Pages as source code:
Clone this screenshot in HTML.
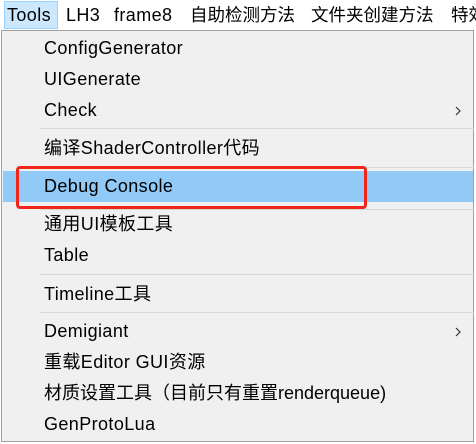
<!DOCTYPE html>
<html><head><meta charset="utf-8"><style>
body{margin:0;width:476px;height:444px;background:#fff;overflow:hidden;position:relative;font-family:"Segoe UI","Liberation Sans","Noto Sans CJK SC",sans-serif;font-size:17px;color:#000}
.t{position:absolute;white-space:nowrap;line-height:20px}
.m{font-size:18px;letter-spacing:0.4px}
#menu{position:absolute;left:1px;top:30px;width:473px;height:412px;background:#f0f0f0;border:1px solid #a0a0a0;box-sizing:border-box}
.sep{position:absolute;left:40px;right:2px;height:1px;background:#d7d7d7}
.arr{position:absolute;left:455px;width:6px;height:10px}
</style></head><body>
<div style="position:absolute;left:4px;top:1px;width:54px;height:28px;background:#cce8ff;border:1px solid #99d1ff;box-sizing:border-box"></div>
<div class="t m" style="left:7px;top:5px">Tools</div>
<div class="t m" style="left:66px;top:5px">LH3</div>
<div class="t m" style="left:114px;top:5px">frame8</div>
<div class="t" style="left:190px;top:5px;font-size:17.5px">自助检测方法</div>
<div class="t" style="left:311px;top:5px;font-size:17.5px">文件夹创建方法</div>
<div class="t" style="left:451px;top:5px;font-size:17.5px">特效</div>
<div id="menu"></div>
<div class="sep" style="top:128px"></div>
<div class="sep" style="top:167px"></div>
<div class="sep" style="top:209px"></div>
<div class="sep" style="top:274px"></div>
<div class="sep" style="top:312px"></div>
<div style="position:absolute;left:3px;top:171px;width:470px;height:31px;background:#91c9f7"></div>
<div style="position:absolute;left:16px;top:166px;width:351px;height:43px;border:3px solid #f0261c;border-radius:4px;box-sizing:border-box"></div>
<div class="t m" style="left:44px;top:38px">ConfigGenerator</div>
<div class="t m" style="left:44px;top:69px">UIGenerate</div>
<div class="t m" style="left:44px;top:100px">Check</div>
<svg class="arr" style="top:106px" viewBox="0 0 6 10"><path d="M1 1L5 5L1 9" fill="none" stroke="#333" stroke-width="1.2"/></svg>
<div class="t m" style="left:44px;top:138px">编译ShaderController代码</div>
<div class="t m" style="left:44px;top:176px">Debug Console</div>
<div class="t m" style="left:44px;top:214px">通用UI模板工具</div>
<div class="t m" style="left:44px;top:245px">Table</div>
<div class="t m" style="left:44px;top:284px">Timeline工具</div>
<div class="t m" style="left:44px;top:321px">Demigiant</div>
<svg class="arr" style="top:327px" viewBox="0 0 6 10"><path d="M1 1L5 5L1 9" fill="none" stroke="#333" stroke-width="1.2"/></svg>
<div class="t m" style="left:44px;top:352px">重载Editor GUI资源</div>
<div class="t m" style="left:44px;top:383px;letter-spacing:0">材质设置工具（目前只有重置renderqueue)</div>
<div class="t m" style="left:44px;top:414px">GenProtoLua</div>
</body></html>
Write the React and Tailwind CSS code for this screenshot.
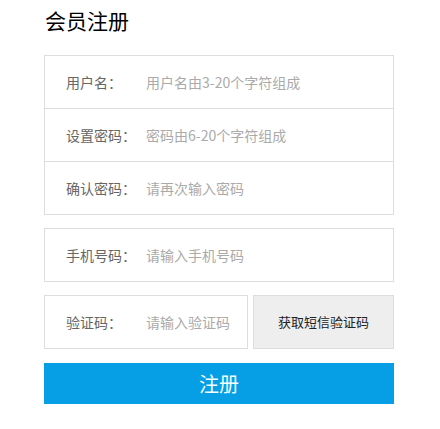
import React from 'react';

const font = { fontFamily: '"Noto Sans CJK SC", "Microsoft YaHei", sans-serif' };

function Field({ label, placeholder, type = 'text', className = 'h-[52px]' }) {
    return (
        <div className={`flex items-center pl-[21px] ${className}`}>
            <label className="w-[80px] shrink-0 text-[14px] text-[#666]">{label}</label>
            <input
                type={type}
                placeholder={placeholder}
                className="flex-1 min-w-0 bg-transparent text-[14px] text-[#333] outline-none placeholder:text-[#aaa]"
            />
        </div>
    );
}

export default function App() {
    return (
        <div className="w-[440px] h-[429px] bg-white pl-[44px]" style={font}>
            <h2 className="text-[21px] leading-[40px] text-black pl-px">会员注册</h2>

            <div className="mt-[15px] w-[350px] border border-[#ddd]">
                <Field label="用户名：" placeholder="用户名由3-20个字符组成" />
                <Field label="设置密码：" placeholder="密码由6-20个字符组成" type="password" className="h-[53px] border-t border-[#ddd]" />
                <Field label="确认密码：" placeholder="请再次输入密码" type="password" className="h-[53px] border-t border-[#ddd]" />
            </div>

            <div className="mt-[13px] w-[350px] border border-[#ddd]">
                <Field label="手机号码：" placeholder="请输入手机号码" />
            </div>

            <div className="mt-[13px] w-[350px] flex gap-[5px]">
                <div className="w-[204px] border border-[#ddd]">
                    <Field label="验证码：" placeholder="请输入验证码" />
                </div>
                <button className="flex-1 h-[54px] border border-[#ddd] bg-[#eee] text-[13px] text-[#222]">
                    获取短信验证码
                </button>
            </div>

            <button className="mt-[14px] w-[350px] h-[41px] bg-[#069fe5] text-[20px] text-[#f4feff]">
                注册
            </button>
        </div>
    );
}
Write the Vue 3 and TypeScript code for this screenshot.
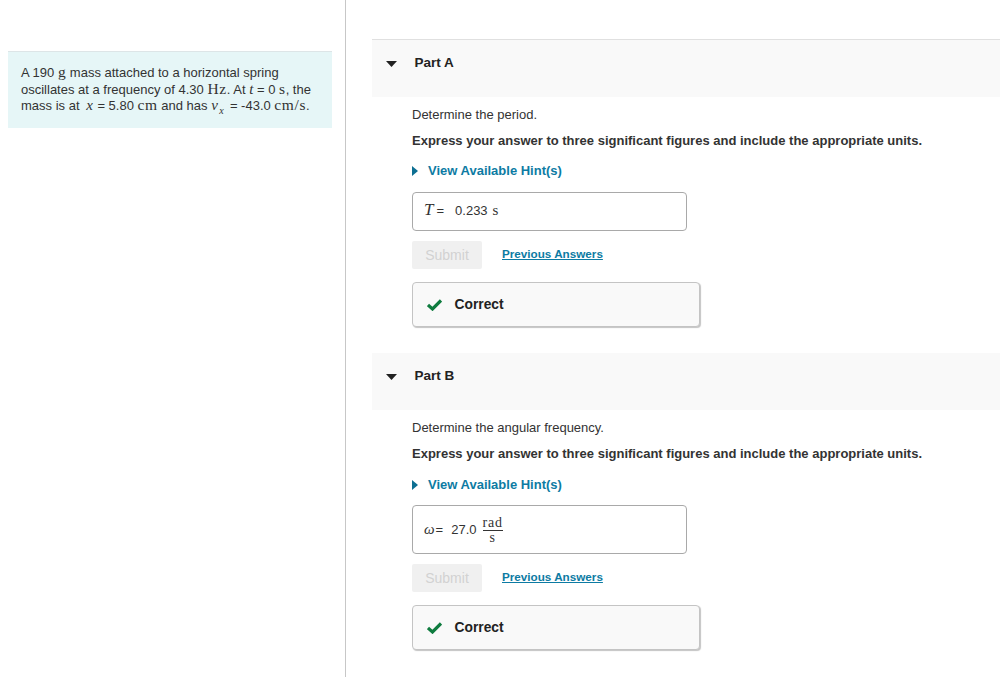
<script setup lang="ts">
interface Part {
  name: string
  prompt: string
  tall: boolean
}
const parts: Part[] = [
  { name: 'Part A', prompt: 'Determine the period.', tall: false },
  { name: 'Part B', prompt: 'Determine the angular frequency.', tall: true }
]
</script>

<template>
  <div class="page">
    <aside class="left">
      <div class="problem">
        A 190 <span class="m">g</span> mass attached to a horizontal spring oscillates at a frequency of 4.30 <span class="m">Hz</span>. At <span class="mi">t</span> = 0 <span class="m">s</span>, the mass is at <span class="mi x">x</span> = 5.80 <span class="m">cm</span> and has <span class="mi v">v<sub>x</sub></span> = -43.0 <span class="m">cm/s</span>.
      </div>
    </aside>
    <main class="right">
      <section v-for="p in parts" :key="p.name" class="part" :class="{ first: !p.tall, second: p.tall }">
        <header class="head">
          <svg class="caret" width="11" height="6" viewBox="0 0 11 6"><path d="M0 0H11L5.5 6Z" fill="#222" /></svg>
          <span class="title">{{ p.name }}</span>
        </header>
        <div class="body">
          <p class="prompt">{{ p.prompt }}</p>
          <p class="express">Express your answer to three significant figures and include the appropriate units.</p>
          <div class="hint">
            <svg width="6" height="10" viewBox="0 0 6 10"><path d="M0 0L6 5L0 10Z" fill="#0d6f92" /></svg>
            <span>View Available Hint(s)</span>
          </div>
          <div class="answer">
            <template v-if="!p.tall">
              <span class="var">T</span><span class="eq">=</span><span class="val">0.233</span><span class="unit">s</span>
            </template>
            <template v-else>
              <span class="var omega">ω</span><span class="eq">=</span><span class="val">27.0</span>
              <span class="frac"><span class="num">rad</span><span class="den">s</span></span>
            </template>
          </div>
          <div class="actions">
            <button class="submit" disabled>Submit</button>
            <a class="prev">Previous Answers</a>
          </div>
          <div class="result">
            <svg width="15" height="12" viewBox="0 0 15 12"><path d="M1 6L5.5 10L14 1.5" fill="none" stroke="#0f7c3f" stroke-width="3.2" /></svg>
            <span>Correct</span>
          </div>
        </div>
      </section>
    </main>
  </div>
</template>

<style>
html, body { margin: 0; background: #fff; }
</style>

<style scoped>
.page {
  display: flex;
  width: 1000px;
  height: 677px;
  overflow: hidden;
  font-family: "Liberation Sans", Arial, sans-serif;
  font-size: 13px;
  color: #333;
}
.left {
  flex: none;
  width: 346px;
  height: 677px;
  box-sizing: border-box;
  border-right: 1px solid #c7c7c7;
  padding: 51px 0 0 8px;
}
.problem {
  width: 324px;
  height: 77px;
  box-sizing: border-box;
  background: #e6f6f7;
  border-top: 1px solid #dde5e7;
  padding: 13px 13px 0;
  line-height: 16.5px;
}
.m {
  font-family: "Liberation Serif", serif;
  font-size: 15.5px;
  line-height: 0;
  letter-spacing: 0.6px;
}
.mi {
  font-family: "Liberation Serif", serif;
  font-style: italic;
  font-size: 15px;
  line-height: 0;
}
.mi.x { margin: 0 1px 0 3px; }
.mi.v { letter-spacing: 1.5px; margin-right: 1px; }
.mi sub { font-size: 10px; line-height: 0; }
.right {
  flex: 1;
  padding: 39px 0 0 26px;
  min-width: 0;
}
.part { margin-bottom: 26px; }
.head {
  height: 57px;
  background: #f9f9f9;
  display: flex;
  align-items: flex-start;
  padding: 15px 0 0 14px;
  box-sizing: border-box;
}
.part.first .head { height: 58px; border-top: 1px solid #e0e0e0; }
.caret { margin-top: 6px; flex: none; }
.title {
  margin-left: 17.5px;
  font-weight: 700;
  font-size: 13.5px;
  line-height: 15px;
  color: #222;
}
.body { padding-left: 40px; }
.prompt {
  margin: 0;
  padding-top: 10px;
  line-height: 15px;
}
.express {
  margin: 11px 0 0;
  font-weight: 700;
  line-height: 15px;
  white-space: nowrap;
}
.hint {
  margin-top: 15px;
  display: flex;
  align-items: center;
  gap: 10px;
  color: #0d7ba3;
  font-weight: 700;
  line-height: 15px;
}
.second .hint { margin-top: 16px; }
.answer {
  margin-top: 14px;
  width: 275px;
  height: 39px;
  box-sizing: border-box;
  border: 1px solid #a9a9a9;
  border-radius: 4px;
  padding: 0 0 3px 11px;
  display: flex;
  align-items: center;
}
.second .answer { height: 49px; margin-top: 13px; padding-bottom: 0; }
.var { font-family: "Liberation Serif", serif; font-style: italic; font-size: 17px; }
.omega { font-size: 15px; }
.eq { margin-left: 3px; margin-right: 11px; }
.second .eq { margin-left: 1px; margin-right: 8px; }
.unit { font-family: "Liberation Serif", serif; font-size: 15px; margin-left: 5px; }
.frac {
  display: inline-flex;
  flex-direction: column;
  align-items: center;
  margin-left: 6px;
  font-family: "Liberation Serif", serif;
  font-size: 14px;
  line-height: 13px;
  letter-spacing: 0.8px;
}
.num { border-bottom: 1px solid #333; padding-bottom: 1px; }
.actions {
  margin-top: 10px;
  display: flex;
  align-items: flex-start;
  gap: 20px;
}
.submit {
  width: 70px;
  height: 28px;
  border: 0;
  border-radius: 2px;
  background: #f0f0f0;
  color: #d2d2d2;
  font: 14px/28px "Liberation Sans", Arial, sans-serif;
  padding: 0;
}
.prev {
  margin-top: 5px;
  color: #0d7ba3;
  font-weight: 700;
  font-size: 11.7px;
  line-height: 15px;
  text-decoration: underline;
}
.result {
  margin-top: 13px;
  width: 288px;
  height: 45px;
  box-sizing: border-box;
  border: 1px solid #c4c4c4;
  border-radius: 4px;
  background: #f9f9f9;
  box-shadow: 1px 1px 1px #c4c4c4;
  display: flex;
  align-items: center;
  padding-left: 14px;
  gap: 12.5px;
  font-weight: 700;
  font-size: 13.8px;
  color: #222;
}
</style>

## Set exercise
Write only the number of lines in the data above that include "screenshot".

## Response below
3